My dad, my son’s grandad got a brand new car before me and clearly my son keeps an eye on his mileage too. And this has become some sort of competition between us. Our mileages were so close that my son couldn’t resist turning it into a race — and only he was keeping score. He’d get in my car, check the number, then report back on where Grandad was. Each time he gets in my car he says…
“We are nearly beating Grandad”
And then we did beat Grandad. And my son was absolutely over the moon. Getting ahead of Grandad that day was genuinely one of his highlights of the year.
My husband recently got a new car too, and the very first thing my son asked when he got in was where the mileage was. Modern cars have so many screens and buttons that it took us a while to find it among everything else on the dashboard. But once we did…once that number appeared…you could visibly see my son settle. Like something had clicked back into place. The number was there. All was well.

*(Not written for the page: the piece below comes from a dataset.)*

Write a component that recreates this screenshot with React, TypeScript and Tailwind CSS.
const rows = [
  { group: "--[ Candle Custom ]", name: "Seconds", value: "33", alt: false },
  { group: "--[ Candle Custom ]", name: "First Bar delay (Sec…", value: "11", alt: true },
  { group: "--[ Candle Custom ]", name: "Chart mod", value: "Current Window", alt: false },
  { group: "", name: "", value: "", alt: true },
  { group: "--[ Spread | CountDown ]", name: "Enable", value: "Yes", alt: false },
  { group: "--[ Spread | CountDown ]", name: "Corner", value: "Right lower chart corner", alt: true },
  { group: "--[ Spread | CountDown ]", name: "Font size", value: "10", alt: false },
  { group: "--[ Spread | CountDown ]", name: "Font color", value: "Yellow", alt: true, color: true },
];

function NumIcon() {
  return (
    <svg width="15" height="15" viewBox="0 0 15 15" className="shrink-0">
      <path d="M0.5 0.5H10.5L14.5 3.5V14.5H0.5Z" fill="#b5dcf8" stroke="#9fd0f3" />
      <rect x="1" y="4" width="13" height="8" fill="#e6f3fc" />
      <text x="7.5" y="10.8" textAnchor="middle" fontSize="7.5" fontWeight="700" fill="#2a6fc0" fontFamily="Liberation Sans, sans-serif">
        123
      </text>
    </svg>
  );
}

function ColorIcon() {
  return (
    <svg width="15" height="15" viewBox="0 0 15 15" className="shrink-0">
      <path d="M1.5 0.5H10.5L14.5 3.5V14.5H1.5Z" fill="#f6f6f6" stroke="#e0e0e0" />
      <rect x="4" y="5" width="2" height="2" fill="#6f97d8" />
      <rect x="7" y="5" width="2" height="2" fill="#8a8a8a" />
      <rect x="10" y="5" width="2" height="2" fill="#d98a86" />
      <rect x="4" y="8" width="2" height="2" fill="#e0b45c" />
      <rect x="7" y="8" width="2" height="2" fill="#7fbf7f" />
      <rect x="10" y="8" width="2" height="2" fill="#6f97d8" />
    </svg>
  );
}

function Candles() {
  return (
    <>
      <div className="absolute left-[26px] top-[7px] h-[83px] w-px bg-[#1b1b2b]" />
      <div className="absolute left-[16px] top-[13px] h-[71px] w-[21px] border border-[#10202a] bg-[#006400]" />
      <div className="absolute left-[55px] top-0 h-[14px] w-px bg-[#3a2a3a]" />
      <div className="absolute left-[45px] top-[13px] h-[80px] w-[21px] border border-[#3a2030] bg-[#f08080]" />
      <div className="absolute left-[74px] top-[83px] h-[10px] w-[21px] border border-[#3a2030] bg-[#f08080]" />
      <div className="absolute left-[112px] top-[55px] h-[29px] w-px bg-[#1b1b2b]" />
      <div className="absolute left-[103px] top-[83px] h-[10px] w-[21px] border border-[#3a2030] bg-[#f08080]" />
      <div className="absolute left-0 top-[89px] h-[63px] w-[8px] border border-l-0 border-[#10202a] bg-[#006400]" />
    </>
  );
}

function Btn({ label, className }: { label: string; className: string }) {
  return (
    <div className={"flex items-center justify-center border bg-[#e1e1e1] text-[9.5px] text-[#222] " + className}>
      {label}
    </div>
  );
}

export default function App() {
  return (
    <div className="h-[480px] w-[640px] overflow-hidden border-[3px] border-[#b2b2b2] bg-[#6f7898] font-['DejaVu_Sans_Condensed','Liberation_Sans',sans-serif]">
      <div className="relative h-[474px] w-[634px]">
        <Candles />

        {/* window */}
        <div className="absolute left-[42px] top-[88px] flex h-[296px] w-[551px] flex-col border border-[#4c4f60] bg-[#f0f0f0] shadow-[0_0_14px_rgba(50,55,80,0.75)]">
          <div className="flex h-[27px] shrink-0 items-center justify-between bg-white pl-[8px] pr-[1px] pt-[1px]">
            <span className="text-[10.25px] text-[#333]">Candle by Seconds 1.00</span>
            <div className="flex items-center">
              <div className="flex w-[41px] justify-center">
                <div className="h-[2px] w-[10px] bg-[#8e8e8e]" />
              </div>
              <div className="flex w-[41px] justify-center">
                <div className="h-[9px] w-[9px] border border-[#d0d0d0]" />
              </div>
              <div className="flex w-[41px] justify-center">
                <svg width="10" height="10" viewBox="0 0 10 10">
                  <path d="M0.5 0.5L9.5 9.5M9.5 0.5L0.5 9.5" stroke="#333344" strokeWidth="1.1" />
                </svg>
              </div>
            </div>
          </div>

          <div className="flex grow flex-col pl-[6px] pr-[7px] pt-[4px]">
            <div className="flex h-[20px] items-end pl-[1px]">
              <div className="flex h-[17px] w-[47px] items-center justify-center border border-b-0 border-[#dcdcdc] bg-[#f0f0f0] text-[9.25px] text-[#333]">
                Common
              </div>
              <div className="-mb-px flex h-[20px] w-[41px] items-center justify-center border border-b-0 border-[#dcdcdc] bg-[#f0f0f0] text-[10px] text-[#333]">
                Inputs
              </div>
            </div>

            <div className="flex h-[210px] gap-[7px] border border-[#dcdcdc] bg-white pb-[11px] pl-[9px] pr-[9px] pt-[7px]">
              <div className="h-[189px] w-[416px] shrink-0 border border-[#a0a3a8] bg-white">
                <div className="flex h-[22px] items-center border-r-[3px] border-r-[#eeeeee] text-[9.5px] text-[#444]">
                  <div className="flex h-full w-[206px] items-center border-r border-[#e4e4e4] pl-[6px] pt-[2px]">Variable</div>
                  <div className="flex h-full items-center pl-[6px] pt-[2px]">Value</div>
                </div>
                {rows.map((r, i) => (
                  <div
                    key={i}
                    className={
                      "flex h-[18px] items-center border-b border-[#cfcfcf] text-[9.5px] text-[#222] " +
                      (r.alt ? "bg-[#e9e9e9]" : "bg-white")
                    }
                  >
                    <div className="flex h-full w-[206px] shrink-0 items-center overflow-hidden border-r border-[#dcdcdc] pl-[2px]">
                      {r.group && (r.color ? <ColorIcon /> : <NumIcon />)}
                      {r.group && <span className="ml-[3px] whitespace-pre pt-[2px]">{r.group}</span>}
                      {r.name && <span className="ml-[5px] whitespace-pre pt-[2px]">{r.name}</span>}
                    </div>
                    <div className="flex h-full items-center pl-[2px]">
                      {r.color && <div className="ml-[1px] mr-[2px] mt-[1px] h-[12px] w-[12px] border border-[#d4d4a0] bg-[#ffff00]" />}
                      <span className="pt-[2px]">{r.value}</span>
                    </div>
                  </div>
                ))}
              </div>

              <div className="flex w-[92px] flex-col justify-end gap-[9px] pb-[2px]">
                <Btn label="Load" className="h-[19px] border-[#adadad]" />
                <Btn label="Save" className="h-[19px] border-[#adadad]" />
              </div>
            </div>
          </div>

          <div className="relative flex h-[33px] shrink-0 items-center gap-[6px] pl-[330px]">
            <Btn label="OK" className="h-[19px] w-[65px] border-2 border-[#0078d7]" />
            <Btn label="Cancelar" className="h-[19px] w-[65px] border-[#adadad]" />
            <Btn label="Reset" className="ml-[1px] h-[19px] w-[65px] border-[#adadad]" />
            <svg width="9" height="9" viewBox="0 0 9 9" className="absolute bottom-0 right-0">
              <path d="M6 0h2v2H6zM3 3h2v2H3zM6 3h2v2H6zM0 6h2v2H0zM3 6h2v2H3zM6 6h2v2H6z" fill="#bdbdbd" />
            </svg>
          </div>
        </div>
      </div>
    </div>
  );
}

And I love how he loves numbers. How he notices them when nobody else does. This is hypernumeracy in action…a deep, instinctive connection to numbers that goes far beyond what you’d expect.

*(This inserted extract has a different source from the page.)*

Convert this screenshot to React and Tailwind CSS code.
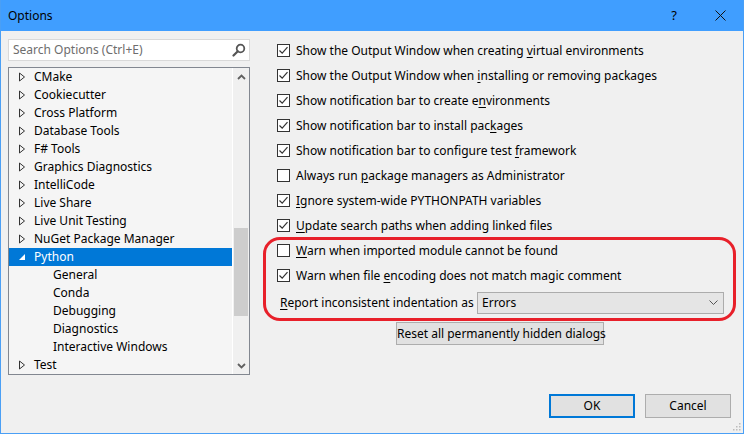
import { useState } from 'react'

const font = { fontFamily: '"Noto Sans", "Segoe UI", sans-serif' }

const treeItems = [
  { label: 'CMake' },
  { label: 'Cookiecutter' },
  { label: 'Cross Platform' },
  { label: 'Database Tools' },
  { label: 'F# Tools' },
  { label: 'Graphics Diagnostics' },
  { label: 'IntelliCode' },
  { label: 'Live Share' },
  { label: 'Live Unit Testing' },
  { label: 'NuGet Package Manager' },
  { label: 'Python', open: true, selected: true },
  { label: 'General', child: true },
  { label: 'Conda', child: true },
  { label: 'Debugging', child: true },
  { label: 'Diagnostics', child: true },
  { label: 'Interactive Windows', child: true },
  { label: 'Test' },
]

// [before, mnemonic, after, checked]
const options = [
  ['Show the Output Window when creating ', 'v', 'irtual environments', true],
  ['Show the Output Window when ', 'i', 'nstalling or removing packages', true],
  ['Show notification bar to create e', 'n', 'vironments', true],
  ['Show notification bar to install pac', 'k', 'ages', true],
  ['Show notification bar to configure test ', 'f', 'ramework', true],
  ['Always run ', 'p', 'ackage managers as Administrator', false],
  ['', 'I', 'gnore system-wide PYTHONPATH variables', true],
  ['', 'U', 'pdate search paths when adding linked files', true],
]

function Checkbox({ checked, onClick }) {
  return (
    <span onClick={onClick} className="w-[13px] h-[13px] border border-[#333333] bg-white flex items-center justify-center shrink-0">
      {checked && (
        <svg width="11" height="11" viewBox="0 0 11 11">
          <path d="M1.5 5.5 L4.2 8.2 L9.5 2.2" fill="none" stroke="#333333" strokeWidth="1.2" />
        </svg>
      )}
    </span>
  )
}

function OptionRow({ before, key_, after, checked }) {
  const [on, setOn] = useState(checked)
  return (
    <div className="h-[25px] flex items-center gap-[6px] pl-[14px]">
      <Checkbox checked={on} onClick={() => setOn(!on)} />
      <span className="whitespace-nowrap">
        {before}<span className="underline underline-offset-2">{key_}</span>{after}
      </span>
    </div>
  )
}

function TreeRow({ item }) {
  if (item.child) {
    return (
      <div className="h-[18px] flex items-center pl-[44px] whitespace-nowrap text-black">{item.label}</div>
    )
  }
  return (
    <div className={'h-[18px] flex items-center pl-[1px] whitespace-nowrap ' + (item.selected ? 'bg-[#0078d7] text-white' : 'text-black')}>
      <span className="w-[24px] flex justify-center">
        {item.open ? (
          <svg width="8" height="8" viewBox="0 0 8 8"><path d="M7 1 L7 7 L1 7 Z" fill="white" /></svg>
        ) : (
          <svg width="8" height="10" viewBox="0 0 8 10"><path d="M1.5 1 L6.5 5 L1.5 9 Z" fill="none" stroke="#333" strokeWidth="1" /></svg>
        )}
      </span>
      {item.label}
    </div>
  )
}

export default function App() {
  const [warn1, setWarn1] = useState(false)
  const [warn2, setWarn2] = useState(true)

  return (
    <div style={font} className="w-[744px] h-[434px] flex flex-col bg-[#f0f0f0] text-[12px] text-black border-x border-b border-[#4a9ff5] overflow-hidden">
      {/* title bar */}
      <div className="h-[31px] bg-[#409eff] flex items-center pl-[8px] shrink-0 -mx-px">
        <span className="flex-1">Options</span>
        <span className="w-[46px] text-center text-[13px] ml-[4px]">?</span>
        <span className="w-[46px] flex justify-center mr-[1px]">
          <svg width="11" height="11" viewBox="0 0 11 11"><path d="M0.5 0.5 L10.5 10.5 M10.5 0.5 L0.5 10.5" stroke="#111" strokeWidth="1" /></svg>
        </span>
      </div>

      <div className="flex flex-1">
        {/* left pane */}
        <div className="w-[254px] pl-[7px] pt-[8px] flex flex-col gap-[6px]">
          <div className="h-[22px] w-[242px] bg-white border border-[#d9d9d9] flex items-center pl-[4px] pr-[3px]">
            <span className="flex-1 text-[#6d6d6d]">Search Options (Ctrl+E)</span>
            <svg width="14" height="14" viewBox="0 0 14 14">
              <circle cx="8.5" cy="5.5" r="3.8" fill="none" stroke="#555" strokeWidth="1.8" />
              <path d="M5.8 8.2 L1.5 12.5" stroke="#555" strokeWidth="2.2" strokeLinecap="round" />
            </svg>
          </div>
          <div className="h-[308px] w-[242px] border border-[#828790] bg-[#f5f5f5] flex">
            <div className="flex-1 flex flex-col pt-0">
              {treeItems.map((item) => <TreeRow key={item.label} item={item} />)}
            </div>
            <div className="w-[17px] bg-[#f0f0f0] border-l border-white flex flex-col items-center">
              <div className="h-[17px] flex items-center justify-center">
                <svg width="9" height="6" viewBox="0 0 9 6"><path d="M1 5 L4.5 1.5 L8 5" fill="none" stroke="#606060" strokeWidth="1.8" /></svg>
              </div>
              <div className="flex-1 w-full flex flex-col px-[1px]">
                <div className="h-[143px]" />
                <div className="h-[88px] bg-[#cdcdcd]" />
              </div>
              <div className="h-[17px] flex items-center justify-center">
                <svg width="9" height="6" viewBox="0 0 9 6"><path d="M1 1 L4.5 4.5 L8 1" fill="none" stroke="#606060" strokeWidth="1.8" /></svg>
              </div>
            </div>
          </div>
        </div>

        {/* right pane */}
        <div className="w-[474px] ml-[8px] pt-[7px] flex flex-col">
          {options.map(([b, k, a, c]) => (
            <OptionRow key={b + k} before={b} key_={k} after={a} checked={c} />
          ))}
          <div className="relative mt-0">
            <div className="absolute left-0 right-[1px] top-[-1px] bottom-[-7px] border-[3px] border-[#e8202a] rounded-[17px]" />
            <div className="h-[25px] flex items-center gap-[6px] pl-[14px]">
              <Checkbox checked={warn1} onClick={() => setWarn1(!warn1)} />
              <span><span className="underline underline-offset-2">W</span>arn when imported module cannot be found</span>
            </div>
            <div className="h-[25px] flex items-center gap-[6px] pl-[14px]">
              <Checkbox checked={warn2} onClick={() => setWarn2(!warn2)} />
              <span>Warn when file <span className="underline underline-offset-2">e</span>ncoding does not match magic comment</span>
            </div>
            <div className="h-[22px] mt-[4px] flex items-center pl-[17px]">
              <span className="w-[197px]"><span className="underline underline-offset-2">R</span>eport inconsistent indentation as</span>
              <div className="w-[247px] h-[22px] bg-[#e5e5e5] border border-[#acacac] flex items-center pl-[4px] pr-[5px]">
                <span className="flex-1">Errors</span>
                <svg width="9" height="6" viewBox="0 0 9 6"><path d="M0.5 0.5 L4.5 4.5 L8.5 0.5" fill="none" stroke="#555" strokeWidth="1" /></svg>
              </div>
            </div>
          </div>
          <div className="flex justify-center mt-[8px]">
            <button className="h-[23px] w-[208px] px-0 whitespace-nowrap bg-[#e1e1e1] border border-[#adadad]">Reset all permanently hidden dialogs</button>
          </div>
        </div>
      </div>

      {/* footer */}
      <div className="flex justify-end gap-[10px] pr-[12px] pb-[15px] relative">
        <button className="w-[86px] h-[24px] bg-[#e1e1e1] border-2 border-[#0078d7]">OK</button>
        <button className="w-[86px] h-[24px] bg-[#e1e1e1] border border-[#adadad]">Cancel</button>
        <svg className="absolute right-[2px] bottom-[2px]" width="8" height="8" viewBox="0 0 8 8">
          <g fill="#bcbcbc">
            <rect x="6" y="0" width="1.5" height="1.5" />
            <rect x="3" y="3" width="1.5" height="1.5" />
            <rect x="6" y="3" width="1.5" height="1.5" />
            <rect x="0" y="6" width="1.5" height="1.5" />
            <rect x="3" y="6" width="1.5" height="1.5" />
            <rect x="6" y="6" width="1.5" height="1.5" />
          </g>
        </svg>
      </div>
    </div>
  )
}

He remembers them, watches them, waits for them. Counts them up, counts them down, looks for patterns in them. Numbers don’t change their mind. They stay exactly what they are supposed to be. And I think there’s comfort in that for him. A kind of safety in knowing that 100 will always be 100, and 6797 will always turn into 6798 next.
So the mileage on my car isn’t just a number to him. It’s something predictable. Something to look forward to. Something that connects him to me, and to his grandad, and to the world around him. My mileage and Grandad’s mileage brought us all together. A simple number on a dashboard… that meant everything to him.
The problem is now I don’t think Grandad will ever get past us unless I get him to taxi us around or maybe run some errands for us in the car….now there’s an idea…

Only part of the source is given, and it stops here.